La croissance de Temu est particulièrement impressionnante, jusqu’à 100 % d’augmentation d’une année sur l’autre sur certains marchés européens, avec la Pologne enregistrant une hausse de 37,5 points de pourcentage en un an. SHEIN maintient une croissance solide de 50 à 60 % par an, particulièrement marquée dans le sud de l’Europe.
Les trois plateformes sont désormais dans le viseur du Digital Services Act (DSA). Avec plus de 45 millions d’utilisateurs mensuels chacune, elles sont classées comme des « Très Grandes Plateformes en Ligne » – ce qui implique des règles de conformité strictes et des sanctions sévères en cas d’infraction.
Temu est la plus exposée : elle risque une amende pouvant atteindre 6 % de son chiffre d’affaires mondial pour avoir laissé des produits illégaux inonder sa marketplace. SHEIN a déjà écopé d’une amende de 40 millions d’euros en France et fait face à des demandes continues de conformité de la part de Bruxelles.
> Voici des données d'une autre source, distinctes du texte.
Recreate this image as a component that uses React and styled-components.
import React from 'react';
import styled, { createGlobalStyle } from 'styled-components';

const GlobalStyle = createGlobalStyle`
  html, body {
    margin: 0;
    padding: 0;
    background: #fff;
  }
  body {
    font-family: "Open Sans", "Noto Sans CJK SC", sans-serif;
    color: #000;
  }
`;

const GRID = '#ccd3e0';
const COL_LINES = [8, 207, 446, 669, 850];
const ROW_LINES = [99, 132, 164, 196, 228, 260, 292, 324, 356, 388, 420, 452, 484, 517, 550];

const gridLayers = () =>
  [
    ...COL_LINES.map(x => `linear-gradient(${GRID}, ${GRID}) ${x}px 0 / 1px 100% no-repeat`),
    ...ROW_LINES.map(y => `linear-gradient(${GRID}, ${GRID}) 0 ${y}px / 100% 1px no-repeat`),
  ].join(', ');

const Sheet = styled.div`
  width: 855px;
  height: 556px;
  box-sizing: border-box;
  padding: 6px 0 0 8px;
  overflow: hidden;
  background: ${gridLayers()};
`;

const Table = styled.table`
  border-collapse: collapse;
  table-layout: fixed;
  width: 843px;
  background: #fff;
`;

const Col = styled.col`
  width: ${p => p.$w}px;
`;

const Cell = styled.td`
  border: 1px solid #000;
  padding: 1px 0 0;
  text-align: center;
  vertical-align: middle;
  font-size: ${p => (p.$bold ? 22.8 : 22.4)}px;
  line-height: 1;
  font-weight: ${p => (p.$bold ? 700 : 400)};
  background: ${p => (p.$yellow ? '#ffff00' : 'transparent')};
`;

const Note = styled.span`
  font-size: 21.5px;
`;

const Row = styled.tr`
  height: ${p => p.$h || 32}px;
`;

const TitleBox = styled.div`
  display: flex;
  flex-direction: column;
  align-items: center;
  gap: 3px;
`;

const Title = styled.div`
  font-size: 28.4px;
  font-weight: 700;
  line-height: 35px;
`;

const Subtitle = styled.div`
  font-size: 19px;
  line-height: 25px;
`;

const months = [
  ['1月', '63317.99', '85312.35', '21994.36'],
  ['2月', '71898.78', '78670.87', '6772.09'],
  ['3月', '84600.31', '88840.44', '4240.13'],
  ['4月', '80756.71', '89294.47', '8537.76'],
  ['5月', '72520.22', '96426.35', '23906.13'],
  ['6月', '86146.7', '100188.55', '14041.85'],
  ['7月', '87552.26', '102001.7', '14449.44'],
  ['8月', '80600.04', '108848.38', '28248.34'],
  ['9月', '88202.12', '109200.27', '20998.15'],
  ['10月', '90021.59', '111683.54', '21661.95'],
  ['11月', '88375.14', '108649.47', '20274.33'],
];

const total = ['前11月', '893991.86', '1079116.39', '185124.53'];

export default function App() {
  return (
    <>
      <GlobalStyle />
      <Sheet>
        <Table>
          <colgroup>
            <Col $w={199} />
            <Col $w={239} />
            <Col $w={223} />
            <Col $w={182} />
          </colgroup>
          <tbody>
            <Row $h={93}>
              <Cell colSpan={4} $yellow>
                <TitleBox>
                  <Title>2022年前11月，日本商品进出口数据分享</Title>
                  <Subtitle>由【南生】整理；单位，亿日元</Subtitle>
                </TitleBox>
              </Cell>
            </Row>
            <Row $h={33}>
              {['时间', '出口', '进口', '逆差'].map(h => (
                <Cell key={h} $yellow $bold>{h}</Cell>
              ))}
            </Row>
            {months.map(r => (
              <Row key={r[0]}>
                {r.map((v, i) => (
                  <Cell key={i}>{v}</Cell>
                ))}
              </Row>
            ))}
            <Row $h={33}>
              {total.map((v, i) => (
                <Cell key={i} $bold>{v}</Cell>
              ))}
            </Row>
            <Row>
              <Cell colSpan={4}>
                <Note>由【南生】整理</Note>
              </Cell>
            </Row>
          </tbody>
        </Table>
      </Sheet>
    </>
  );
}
JoyBuy mise sur son approche « clean by design », conforme dès la conception, pour rester à l’écart des ennuis, mais cela reste à prouver.
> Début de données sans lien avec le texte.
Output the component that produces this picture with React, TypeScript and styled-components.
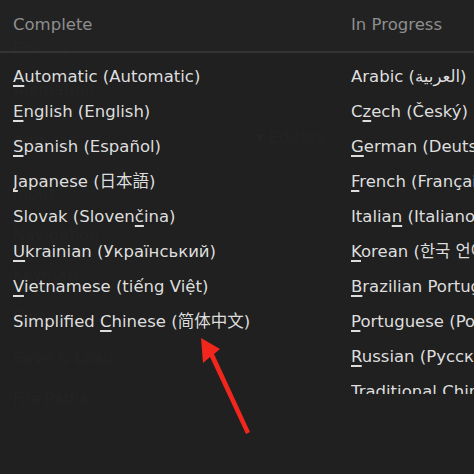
import React from 'react';
import styled, {createGlobalStyle} from "styled-components";

const GlobalStyle = createGlobalStyle`
  html, body {
    margin: 0;
    padding: 0;
    background: #222222;
  }
  * { box-sizing: border-box; }
`

type Lang = { name: string; key?: number }

const complete: Lang[] = [
   {name: "Automatic (Automatic)", key: 0},
   {name: "English (English)", key: 0},
   {name: "Spanish (Español)", key: 0},
   {name: "Japanese (日本語)", key: 0},
   {name: "Slovak (Slovenčina)", key: 14},
   {name: "Ukrainian (Український)", key: 0},
   {name: "Vietnamese (tiếng Việt)", key: 0},
   {name: "Simplified Chinese (简体中文)", key: 11},
];

const inProgress: Lang[] = [
   {name: "Arabic (العربية)"},
   {name: "Czech (Český)", key: 1},
   {name: "German (Deutsch)", key: 0},
   {name: "French (Français)", key: 0},
   {name: "Italian (Italiano)", key: 6},
   {name: "Korean (한국 언어)", key: 0},
   {name: "Brazilian Portuguese (Português do Brasil)", key: 0},
   {name: "Portuguese (Português)", key: 0},
   {name: "Russian (Русский)", key: 0},
   {name: "Traditional Chinese (繁體中文)"},
];

const sidebar = [
   {label: "Editing", gap: 28},
   {label: "Animation", gap: 0},
   {label: "Add-ons", gap: 10},
   {label: "Input", gap: 12},
   {label: "Navigation", gap: 0},
   {label: "Keymap", gap: 0},
   {label: "System", gap: 0},
   {label: "Save & Load", gap: 0},
   {label: "File Paths", gap: 0},
];

const Label = ({lang}: { lang: Lang }) => {
   if (lang.key === undefined) return <>{lang.name}</>;
   const chars = Array.from(lang.name);
   return (
      <>
         {chars.slice(0, lang.key).join("")}
         <Key>{chars[lang.key]}</Key>
         {chars.slice(lang.key + 1).join("")}
      </>
   );
};

export default function App() {
   return (
      <Stage>
         <GlobalStyle/>
         <Backdrop>
            <Sidebar>
               {sidebar.map(s => (
                  <SideItem key={s.label} gap={s.gap}>{s.label}</SideItem>
               ))}
            </Sidebar>
            <Panel>
               <PanelHead>▾ Editors</PanelHead>
            </Panel>
         </Backdrop>

         <Menu>
            <HeaderRow>
               <HeaderCell>Complete</HeaderCell>
               <HeaderCell>In Progress</HeaderCell>
            </HeaderRow>
            <Columns>
               <Column>
                  {complete.map(l => <Item key={l.name}><Label lang={l}/></Item>)}
               </Column>
               <Column>
                  {inProgress.map(l => <Item key={l.name}><Label lang={l}/></Item>)}
               </Column>
            </Columns>
         </Menu>

         <Arrow width="474" height="474" viewBox="0 0 474 474">
            <polygon
               points="201,338 203,363 210,357 246,434 250,432 214,354 220,349"
               fill="#f1271d"
            />
         </Arrow>
      </Stage>
   );
}

const Stage = styled.div`
    position: relative;
    width: 474px;
    height: 474px;
    overflow: hidden;
    background: #222222;
    font-family: "DejaVu Sans", "Noto Sans CJK SC", "Noto Sans CJK KR", sans-serif;
`

const Backdrop = styled.div`
    display: flex;
    height: 100%;
`

const Sidebar = styled.ul`
    width: 232px;
    margin: 0;
    padding: 0 0 0 13px;
    list-style: none;
    border-right: 1px solid #262626;
`

const SideItem = styled.li<{ gap: number }>`
    height: 41px;
    line-height: 41px;
    margin-top: ${p => p.gap}px;
    font-size: 16px;
    color: #3c3c3c;
`

const Panel = styled.div`
    flex: 1;
    padding: 128px 0 0 24px;
`

const PanelHead = styled.div`
    font-size: 16px;
    color: #3c3c3c;
`

const Menu = styled.div`
    position: absolute;
    inset: 0;
    background: rgba(32, 32, 32, 0.9);
    color: #dedede;
    font-size: 16.5px;
`

const HeaderRow = styled.div`
    display: grid;
    grid-template-columns: 338px 1fr;
    height: 53px;
    padding: 15px 0 0 13px;
    border-bottom: 2px solid #343434;
    background: rgba(36, 36, 36, 0.6);
`

const HeaderCell = styled.div`
    color: #8e8e8e;
    white-space: nowrap;
`

const Columns = styled.div`
    display: grid;
    grid-template-columns: 338px 1fr;
    padding: 6px 0 0 13px;
`

const Column = styled.div`
    height: 335px;
    overflow: hidden;
`

const Item = styled.div`
    height: 35px;
    line-height: 35px;
    white-space: nowrap;
`

const Key = styled.span`
    text-decoration: underline;
    text-decoration-thickness: 1.5px;
    text-underline-offset: 3px;
`

const Arrow = styled.svg`
    position: absolute;
    left: 0;
    top: 0;
    pointer-events: none;
`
Ces plateformes ne sont pas des concurrentes interchangeables : elles se partagent le marché selon le type de consommateur. Temu séduit les chasseurs de bonnes affaires prêts à attendre plusieurs semaines pour une coque de téléphone à 2 €. SHEIN appartient aux fashionistas de la génération Z en quête des dernières tendances. JoyBuy vise les consommateurs attentifs à la qualité qui recherchent la fiabilité d’Amazon sans ses prix élevés.
D’ici 2026, selon Cross-Border Magazine, Temu prévoit d’atteindre la rentabilité – environ 775 millions de dollars de résultat opérationnel – grâce à la montée en puissance de ses entrepôts locaux. SHEIN est déjà rentable et continue d’optimiser. JoyBuy, de son côté, ne fait que commencer son déploiement européen.
La fin du jeu ne consistera pas à voir une plateforme écraser les autres. Ce sera un écosystème fragmenté dans lequel les Européens passeront d’une application à l’autre selon ce qu’ils achètent : la mode rapide ici, les gadgets bon marché là, les produits fiables ailleurs. Pour les détaillants et vendeurs européens, cela représente à la fois une opportunité et un chaos : des millions de nouveaux clients, mais des marges extrêmement faibles et un terrain réglementaire semé d’embûches.